Another common issue is the short exercise window many companies enforce. Employees who leave a company typically have just 90 days to exercise their options, often requiring them to pay thousands of dollars upfront plus potential tax liabilities. This creates a situation where departing employees must make a high-risk investment decision with limited information or forfeit their equity entirely.
The complexity of equity compensation also creates information asymmetry. Multiple commenters described receiving offers with a specific number of shares but no context about total company ownership or dilution terms. When they requested this information, some companies responded with hostility or vagueness, suggesting either a lack of transparency or deliberate obfuscation.
Common Issues with Startup Equity
- Valuation Uncertainty: Difficult to assess true value without knowing total shares outstanding and company valuation
- Short Exercise Windows: Typically 90 days to exercise options after leaving a company
- Tax Complications:
- AMT (Alternative Minimum Tax) for ISOs
- Complex wash sale calculations for frequent vesting/selling
- Multi-state tax obligations for remote workers
- Dilution: New funding rounds reduce ownership percentage
- Preferred Stock Structures: Investors and founders may have preferential terms over common stockholders
- Exit Complications: Acquisition terms may significantly reduce employee payouts
Equity Compensation Types
- Stock Options: Right to purchase company stock at a predetermined price
- ISO (Incentive Stock Options): Tax-advantaged, for employees only
- NSO (Non-qualified Stock Options): For employees, contractors, advisors
- RSUs (Restricted Stock Units): Grants of stock subject to vesting schedule
- ESPPs (Employee Stock Purchase Plans): Programs to buy company stock at a discount
Alternative Approaches
- Netflix Model: Employees choose their mix of cash vs. equity compensation annually
- Spotify Model: Employees select between cash bonuses, RSUs, or options in different ratios
- Cash Preference: Increasing trend toward prioritizing cash compensation over equity
The Tax Nightmare
Beyond valuation concerns, the tax implications of equity compensation create significant headaches. RSUs (Restricted Stock Units) and options can trigger complex tax situations, especially for employees who move between states or work remotely. One commenter detailed writing a 1000+ line Python program just to calculate wash sales for their monthly vesting RSUs, noting that the complexity increases each year as vesting chains grow longer.
For employees with ISOs (Incentive Stock Options), the Alternative Minimum Tax can create situations where they owe substantial taxes on paper gains before any actual cash is realized. This tax complexity adds another layer of risk to equity compensation that many employees now factor into their decision-making.
The Cash Compensation Alternative
As trust in equity compensation declines, more tech workers are advocating for higher cash compensation instead. This approach eliminates uncertainty and complexity while allowing employees to make their own investment decisions if they believe in the company's prospects.

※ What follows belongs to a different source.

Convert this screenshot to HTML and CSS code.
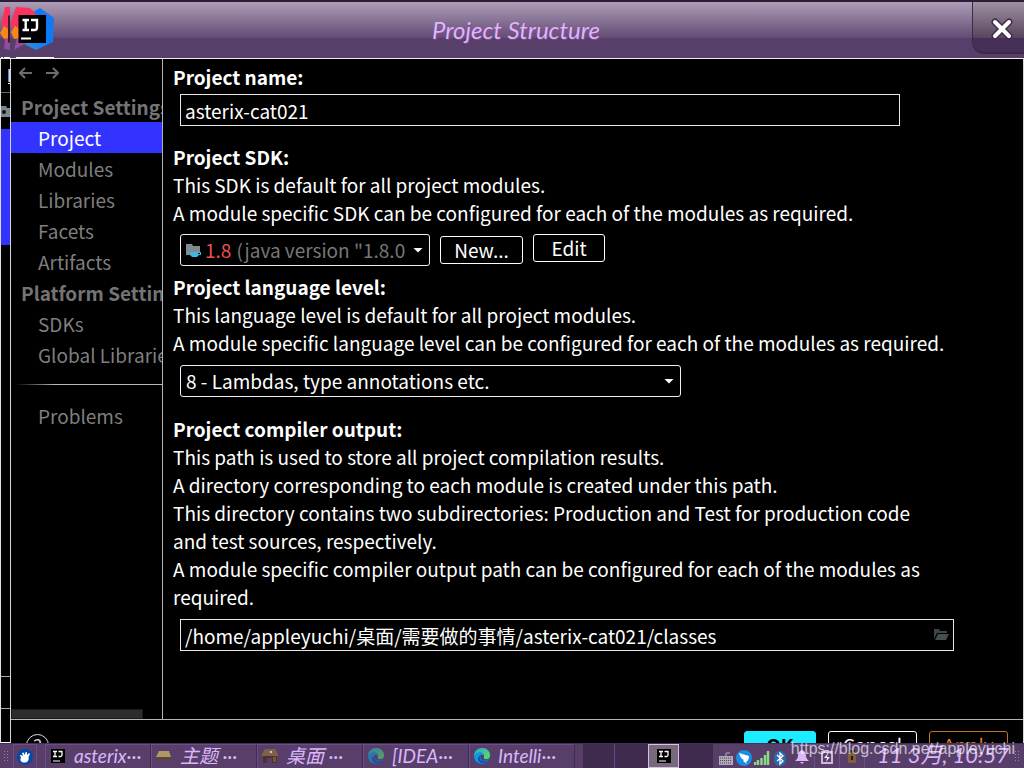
FILE: index.html
```html
<!DOCTYPE html>
<html lang="en">
<head>
<meta charset="utf-8">
<title>Project Structure</title>
<link rel="stylesheet" href="styles.css">
</head>
<body>
<svg class="defs" aria-hidden="true">
  <defs>
    <linearGradient id="ijBlue" x1="0" y1="1" x2="1" y2="0"><stop offset="0" stop-color="#3d8bd0"/><stop offset=".5" stop-color="#087cfa"/><stop offset="1" stop-color="#1d74ea"/></linearGradient>
    <linearGradient id="ijPink" x1="0" y1="0" x2="0" y2="1"><stop offset="0" stop-color="#fe315d"/><stop offset=".45" stop-color="#f43564"/><stop offset="1" stop-color="#7a50b0"/></linearGradient>
    <linearGradient id="edgeTop" x1="0" y1="0" x2="1" y2="1"><stop offset="0" stop-color="#25a9e0"/><stop offset="1" stop-color="#64e04a"/></linearGradient>
    <symbol id="edge" viewBox="0 0 16 16">
      <circle cx="8" cy="8" r="8" fill="#1379cf"/>
      <path d="M0 8C0 3 4 0 8 0c5 0 8 3.500 8 7 0 3-2 4-4 4-2.500 0-3-1-2.300-1.800C11 7 9 4.500 6 4.500 3 4.500 1 6 0 8z" fill="url(#edgeTop)"/>
      <path d="M5.500 8C4 11.500 7 15 11 15.400 7 17 0 14 .2 8 1.500 5 4 4.500 6 4.600c2 0 3.500 1.400 3.500 3C8 6.500 6 6.800 5.500 8z" fill="#1499e3"/>
      <path d="M6 7.500C4 11 8 15 14.500 13 11 17 5 16 4 12c-.5-2 .5-4 2-4.500z" fill="#0c58a8"/>
      <path d="M9.700 9.200c.6-1.600-1-3.200-3-2.200-1.200 2.500 1 5.800 5 5.600 2 0 3-.8 3.500-1.600-3 1.200-5.800.2-5.500-1.800z" fill="#573f6a"/>
    </symbol>
    <symbol id="ij" viewBox="0 0 14 14">
      <path d="M0 0h14v14H0z" fill="#000"/>
      <path d="M2 2.500h4M4 2.500v5M2 7.500h4M7.500 2.500h3.500v3.500q0 1.500-1.500 1.500H7.500" fill="none" stroke="#fff" stroke-width="1.300"/>
      <path d="M2 11.500h7v1H2z" fill="#fff"/>
    </symbol>
  </defs>
</svg>

<header class="titlebar">
  <svg class="logo" viewBox="0 0 54 51" aria-hidden="true">
    <path d="M5 0h5v43l-6-1 2-18-5-7z" fill="url(#ijPink)"/>
    <path d="M0 26l4-7 4 3v9l-4 1z" fill="#f88719"/>
    <path d="M9 8.500v27" stroke="#111" stroke-width="1.500"/>
    <path d="M28 8l12-7 14 10-1 24-17 8-12-6z" fill="url(#ijBlue)"/>
    <path d="M16 0l14 1 8 8-10 26-14 8 4-16-8-9z" fill="url(#ijPink)"/>
    <path d="M11 25l4-6 5 3v9l-6 1z" fill="#f88719"/>
    <path d="M36 24l12-15-4-3-6 3z" fill="#4b67d8"/>
    <path d="M18.500 8h27.500v28H18.500z" fill="#000"/>
    <path d="M22.500 13h6.500M25.700 13v10M22.500 23h6.500M31 13h6v7.500q0 2.500-2.500 2.500H31" fill="none" stroke="#fff" stroke-width="2.400"/>
    <path d="M21 30.500h10v2H21z" fill="#fff"/>
    <path d="M1 50.500h2M4 50.500h6M16 50.500h38" stroke="#fff"/>
  </svg>
  <h1 class="title">Project Structure</h1>
  <button class="close" aria-label="Close">
    <svg viewBox="0 0 22 22" aria-hidden="true"><path d="M4 4l14 14M18 4L4 18" stroke="#402d4c" stroke-width="7" stroke-linecap="round"/><path d="M4 4l14 14M18 4L4 18" stroke="#fff" stroke-width="4" stroke-linecap="round"/></svg>
  </button>
</header>

<div class="workspace">
  <aside class="backdrop" aria-hidden="true">
    <div class="menu-edge"></div>
    <div class="path-edge"><svg viewBox="0 0 9 12"><path d="M0 1h5l1 2h3v9H0z" fill="#7c868c"/><circle cx="3" cy="7" r="2" fill="#111"/></svg></div>
    <div class="tree-edge"></div>
    <div class="blank-edge"></div>
    <div class="panel-edge"></div>
    <div class="status-edge"></div>
  </aside>

  <main class="dialog">
    <div class="panes">
      <nav class="sidebar">
        <div class="history">
          <button aria-label="Back"><svg viewBox="0 0 14 12"><path d="M13 6H1M6 1L1 6l5 5"/></svg></button>
          <button aria-label="Forward"><svg viewBox="0 0 14 12"><path d="M1 6h12M8 1l5 5-5 5"/></svg></button>
        </div>
        <h2>Project Settings</h2>
        <a class="selected" href="#project">Project</a>
        <a href="#modules">Modules</a>
        <a href="#libraries">Libraries</a>
        <a href="#facets">Facets</a>
        <a href="#artifacts">Artifacts</a>
        <h2>Platform Settings</h2>
        <a href="#sdks">SDKs</a>
        <a href="#global">Global Libraries</a>
        <div class="separator"></div>
        <a href="#problems">Problems</a>
        <div class="scrollbar"></div>
      </nav>

      <form class="content" id="project">
        <section>
          <label class="heading" for="name">Project name:</label>
          <input class="field name" id="name" type="text" value="asterix-cat021">
        </section>
        <section>
          <label class="heading" for="sdk">Project SDK:</label>
          <p>This SDK is default for all project modules.</p>
          <p>A module specific SDK can be configured for each of the modules as required.</p>
          <div class="sdk-row">
            <div class="combo sdk">
              <svg class="sdk-icon" viewBox="0 0 15 15" aria-hidden="true"><path d="M0 1h6l1 2h7v6H4v3H0z" fill="#7f8b91"/><path d="M4 9h11v3h-2l-2 2H6l-2-2z" fill="#40b6e0"/><path d="M12 10.500h2" stroke="#000"/></svg>
              <span class="missing">1.8</span>
              <select id="sdk"><option>(java version "1.8.0</option></select>
            </div>
            <button class="btn" type="button">New...</button>
            <button class="btn edit" type="button">Edit</button>
          </div>
        </section>
        <section>
          <label class="heading" for="level">Project language level:</label>
          <p>This language level is default for all project modules.</p>
          <p>A module specific language level can be configured for each of the modules as required.</p>
          <div class="combo level">
            <select id="level"><option>8 - Lambdas, type annotations etc.</option></select>
          </div>
        </section>
        <section>
          <label class="heading" for="output">Project compiler output:</label>
          <p>This path is used to store all project compilation results.</p>
          <p>A directory corresponding to each module is created under this path.</p>
          <p>This directory contains two subdirectories: Production and Test for production code<br>and test sources, respectively.</p>
          <p>A module specific compiler output path can be configured for each of the modules as<br>required.</p>
          <div class="field path">
            <input id="output" type="text" value="/home/appleyuchi/桌面/需要做的事情/asterix-cat021/classes">
            <button type="button" aria-label="Browse"><svg viewBox="0 0 15 12"><path d="M0 0h5l1 2h7v2H3L0 10z" fill="#3f464a"/><path d="M4 5h11l-3 6H1z" fill="#464e52"/></svg></button>
          </div>
        </section>
      </form>
    </div>
    <footer class="actions">
      <button class="help" aria-label="Help">?</button>
      <div class="buttons">
        <button class="btn ok">OK</button>
        <button class="btn cancel">Cancel</button>
        <button class="btn apply">Apply</button>
      </div>
    </footer>
  </main>
</div>

<div class="taskbar">
  <span class="grip"></span>
  <button class="launcher" aria-label="Applications"><svg viewBox="0 0 16 16"><circle cx="8" cy="8" r="8" fill="#0648a8"/><path d="M4 8L2.500 6.500 4 6l2 1-1-3 1.500-.5L8 6l.5-3 1.500.2V6l2-2 1 1-1.500 3c1 4-2 6-4.500 5.500C5 13.500 3 12 3.500 10z" fill="#fff"/></svg></button>
  <div class="tasks">
    <button><svg viewBox="-1 -1 16 16"><use href="#ij" width="14" height="14"/></svg><span>asterix···</span></button>
    <button><svg viewBox="0 0 16 14"><path d="M3 2h10l2 7-1 2H1L0 9z" fill="#5c4630"/><path d="M3 2h10l2 6H0z" fill="#ae9768"/></svg><span>主题 ···</span></button>
    <button><svg viewBox="0 0 16 16"><path d="M1 6h14v9h-5v-5H5v5H1z" fill="#4a3428"/><path d="M3 1h10l3 5v2H0V6z" fill="#80604a"/><path d="M11 9h3v5h-3z" fill="#775742"/><path d="M7 4l3-1v2z" fill="#eee"/></svg><span>桌面 ···</span></button>
    <button><svg class="dim" viewBox="0 0 16 16"><use href="#edge"/></svg><span>[IDEA···</span></button>
    <button><svg viewBox="0 0 16 16"><use href="#edge"/></svg><span>Intelli···</span></button>
  </div>
  <div class="pager">
    <span class="desk"></span>
    <button class="active-desk" aria-label="Workspace"><svg viewBox="0 0 14 14"><use href="#ij"/></svg></button>
  </div>
  <div class="tray">
    <svg viewBox="0 0 16 16"><path d="M1 6h14v9H1z" fill="#b3aab8"/><path d="M2 8h12M2 10.500h12M2 13h12" stroke="#4d405a" stroke-dasharray="1 1"/><path d="M8 6V3h4" fill="none" stroke="#b3aab8"/></svg>
    <svg viewBox="0 0 16 16"><circle cx="8" cy="8" r="8" fill="#178de6"/><path d="M3 3l10 3c0 3-1 5-3 6l1 2-4-3 1-1C5 9 4 6 3 3z" fill="#fff"/></svg>
    <svg viewBox="0 0 16 16"><path d="M1 12v3M4 10v5M7.500 8v7M11 5v10M14 1v14" stroke="#8ad987" stroke-width="2.500"/></svg>
    <svg viewBox="0 0 16 16"><rect x="2" y="1" width="12" height="15" rx="6" fill="#266bb0"/><path d="M5 5l6 6-3 3V3l3 3-6 5" fill="none" stroke="#fff" stroke-width="1.300"/></svg>
  </div>
  <button class="applet" aria-label="Notifications"><svg viewBox="0 0 14 14"><path d="M7 0c3 1 4 3 4 6 0 2 1 3 3 5H0c2-2 3-3 3-5 0-3 1-5 4-6zM5 12h4l-2 2z" fill="#dfb9f5"/></svg></button>
  <button class="applet" aria-label="Power"><svg viewBox="0 0 14 14"><path d="M2 2h10v11H2zM5 1h4" fill="none" stroke="#d0b5df" stroke-width="2"/><path d="M8 3L4 8h3l-1 4 4-5H7z" fill="#eee"/></svg></button>
  <button class="applet" aria-label="Screen lock"><svg viewBox="0 0 14 14"><path d="M3 3h8v10H3z" fill="#805f3d"/><path d="M5 3V1h4v2M7 6v4" fill="none" stroke="#251c19" stroke-width="2"/></svg></button>
  <time class="clock">11 3月, 10:57</time>
  <span class="grip"></span>
</div>
<div class="watermark">https://blog.csdn.net/appleyuchi</div>
</body>
</html>
```
FILE: styles.css
```css
* { box-sizing: border-box; }

body {
  position: relative;
  display: flex;
  flex-direction: column;
  height: 100vh;
  margin: 0;
  overflow: hidden;
  background: #000;
  color: #fff;
  font-family: "Noto Sans CJK SC", "Noto Sans", sans-serif;
  font-size: 19px;
  line-height: 28px;
}

button, input, select { font: inherit; color: inherit; }
button { padding: 0; border: 0; background: none; }
h1, h2, p { margin: 0; }
svg { display: block; flex: none; }
.defs { position: absolute; width: 0; height: 0; }

/* Title bar */
.titlebar {
  display: grid;
  grid-template-columns: 54px 1fr 52px;
  flex: none;
  height: 59px;
  border-top: 2px solid #2d1e38;
  border-bottom: 1px solid #f0eaf2;
  background: linear-gradient(#ad9db6, #634b75 36px, #573f6a 36px);
}
.logo { width: 54px; height: 51px; align-self: end; }
.title {
  padding-top: 14px;
  padding-left: 6px;
  text-align: center;
  font: italic 400 24px/28px Lato, sans-serif;
  color: #dcb6fa;
  text-shadow: 1px 1px 1px #8b4a92;
}
.close {
  display: grid;
  place-items: center;
  height: 52px;
  padding-left: 6px;
  padding-top: 4px;
  border: solid #3d2a49;
  border-width: 0 0 2px 1px;
  border-radius: 0 0 0 12px;
  background: linear-gradient(#9d92a2, #58445f 36px, #46305a 36px);
}
.close svg { width: 22px; height: 22px; }

/* Window behind the dialog */
.workspace { display: flex; flex: 1; min-height: 0; }
.backdrop {
  display: flex;
  flex-direction: column;
  width: 10px;
  border-left: 1px solid #ddd;
  border-bottom: 1px solid #fff;
}
.menu-edge { height: 34px; border-bottom: 1px solid #666; background: linear-gradient(#fff, #fff) 7px 24px / 3px 1px no-repeat, linear-gradient(90deg, #1b65b5, #fff) 7px 10px / 2px 13px no-repeat; }
.path-edge { height: 36px; padding-top: 12px; }
.path-edge svg { width: 9px; height: 12px; }
.tree-edge { height: 116px; background: #33f; }
.blank-edge { flex: 1; }
.panel-edge { height: 32px; border-top: 1px solid #aaa; }
.status-edge { height: 34px; border-top: 1px solid #aaa; }

/* Dialog */
.dialog {
  display: flex;
  flex: 1;
  flex-direction: column;
  min-width: 0;
  border: solid #d6d6d6;
  border-width: 0 1px;
}
.panes { display: flex; flex: 1; min-height: 0; }
.sidebar {
  display: flex;
  flex: none;
  flex-direction: column;
  width: 152px;
  overflow: hidden;
  border-right: 1px solid #b4b4b4;
  color: #7e7e7e;
  white-space: nowrap;
  line-height: 31px;
}
.history { display: flex; align-items: flex-start; gap: 12px; height: 32px; padding: 8px; }
.history svg { width: 14px; height: 12px; fill: none; stroke: #6c6c6c; stroke-width: 2; }
.sidebar h2 { padding-left: 10px; font-size: 19px; line-height: 31px; font-weight: 700; color: #747474; }
.sidebar a { padding-left: 27px; color: inherit; text-decoration: none; }
.sidebar .selected { background: #33f; color: #fff; }
.separator {
  height: 30px;
  margin-left: 4px;
  background: linear-gradient(90deg, #000, #b8b8b8 40px) 0 14px / 100% 1px no-repeat;
}
.scrollbar { width: 132px; height: 10px; margin-top: auto; background: #2d2d2d; border: 1px solid #1b1b1b; }

.content { flex: 1; min-width: 0; padding: 4px 60px 0 10px; overflow: hidden; }
.content section { display: flex; flex-direction: column; align-items: flex-start; }
.content p { white-space: nowrap; }
.heading { font-weight: 700; }
.field { height: 32px; margin-left: 7px; padding: 0 4px; border: 1px solid #e8e8e8; background: #000; }
.name { width: 100%; max-width: 720px; margin-top: 3px; margin-bottom: 17px; }
.combo {
  display: flex;
  align-items: center;
  height: 32px;
  padding: 0 6px 0 5px;
  border: 1px solid #f0f0f0;
  border-radius: 3px;
}
.combo::after {
  content: "";
  width: 10px;
  height: 5px;
  background: #fff;
  clip-path: polygon(0 0, 100% 0, 50% 100%);
}
.combo select { flex: 1; min-width: 0; height: 30px; padding: 0; border: 0; background: #000; appearance: none; }
.sdk-row { display: flex; align-items: flex-start; gap: 10px; margin: 7px 0 7px 7px; }
.sdk { width: 250px; }
.sdk select { color: #777; }
.sdk-icon { width: 15px; height: 15px; margin-right: 4px; }
.missing { margin-right: 5px; color: #f05050; }
.btn { height: 28px; border: 1px solid #fff; border-radius: 3px; line-height: 26px; }
.sdk-row .btn { width: 83px; margin-top: 2px; }
.sdk-row .edit { width: 72px; margin-top: 0; }
.level { width: 501px; margin: 8px 0 18px 7px; }
.path { display: flex; align-items: center; width: 100%; max-width: 774px; margin-top: 8px; }
.path input { flex: 1; min-width: 0; height: 30px; padding: 0; border: 0; background: #000; }
.path svg { width: 15px; height: 12px; }

.actions {
  display: flex;
  justify-content: space-between;
  flex: none;
  height: 24px;
  padding: 11px 15px 0;
  overflow: hidden;
  border-top: 1px solid #b4b4b4;
}
.help { width: 23px; height: 23px; margin-top: 3px; border: 1px solid #ddd; border-radius: 50%; color: #ccc; font-size: 19px; line-height: 20px; }
.buttons { display: flex; gap: 12px; }
.ok { width: 72px; border-color: #1cecff; background: #1cecff; color: #000; font-weight: 700; }
.cancel { width: 89px; }
.apply { width: 79px; border-color: #c47320; color: #e07816; }

/* Taskbar */
.taskbar {
  display: flex;
  flex: none;
  height: 25px;
  border-top: 1px solid #443052;
  background: #573f6a;
  color: #dcb6fa;
}
.grip { width: 7px; height: 12px; margin: 6px 3px 0; background: radial-gradient(circle, #9b83a8 1px, #573f6a 1px) 0 0 / 3px 3px; }
.launcher { display: grid; place-items: center; width: 24px; margin-right: 8px; border: solid #704b91; border-width: 1px 1px 0; }
.launcher svg { width: 16px; height: 16px; }
.tasks { display: flex; flex: 0 1 530px; min-width: 0; }
.tasks button {
  display: flex;
  align-items: center;
  flex: 1;
  min-width: 0;
  gap: 8px;
  padding-left: 4px;
  padding-bottom: 2px;
  overflow: hidden;
  border: solid #704b91;
  border-width: 1px 0 0 1px;
  border-right: 1px solid #3d2c4a;
  white-space: nowrap;
  font: italic 19px/21px Lato, "Noto Sans CJK SC", sans-serif;
}
.tasks svg { width: 16px; height: 16px; }
.dim { opacity: .6; }
.pager { display: flex; flex: 1; margin-left: 8px; background: #3f2b4e; }
.desk { width: 32px; margin-right: 33px; border-right: 1px solid #6d478d; }
.active-desk { display: grid; place-items: center; width: 31px; border: 1px solid #dfb9f5; background: #756b79; }
.active-desk svg { width: 14px; height: 14px; }
.tray { display: flex; align-items: center; gap: 2px; padding: 4px 2px 0 5px; }
.tray svg { width: 16px; height: 16px; }
.applet { display: grid; place-items: center; width: 25px; border: solid #704b91; border-width: 1px 1px 0 0; }
.applet svg { width: 14px; height: 14px; }
.clock { width: 146px; padding-right: 2px; text-align: right; white-space: nowrap; font: italic 22px/22px Lato, "Noto Sans CJK SC", sans-serif; }

.watermark {
  position: absolute;
  right: 9px;
  bottom: 10px;
  color: #fff;
  opacity: .65;
  pointer-events: none;
  font: 16px/18px "Liberation Sans", Arial, sans-serif;
}
```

Some companies are adapting to this shift by offering more flexible compensation structures. Netflix's approach, which allows employees to choose their preferred mix of cash and equity each year, was highlighted as a potential model. Another commenter mentioned Spotify's similar selector that lets employees pick between cash bonuses, RSUs, or options in different ratios.
For employees evaluating startup offers, the emerging consensus seems to be: negotiate for competitive cash compensation first, then treat any equity as a potential bonus rather than guaranteed compensation. This represents a fundamental shift from the traditional startup compensation model where below-market salaries were justified by potentially lucrative equity packages.
The changing attitude toward equity compensation reflects a maturing tech industry where workers have witnessed multiple boom-and-bust cycles. While startup equity will always have its lottery-ticket appeal, more tech professionals are now prioritizing financial security and transparency over promises of future wealth.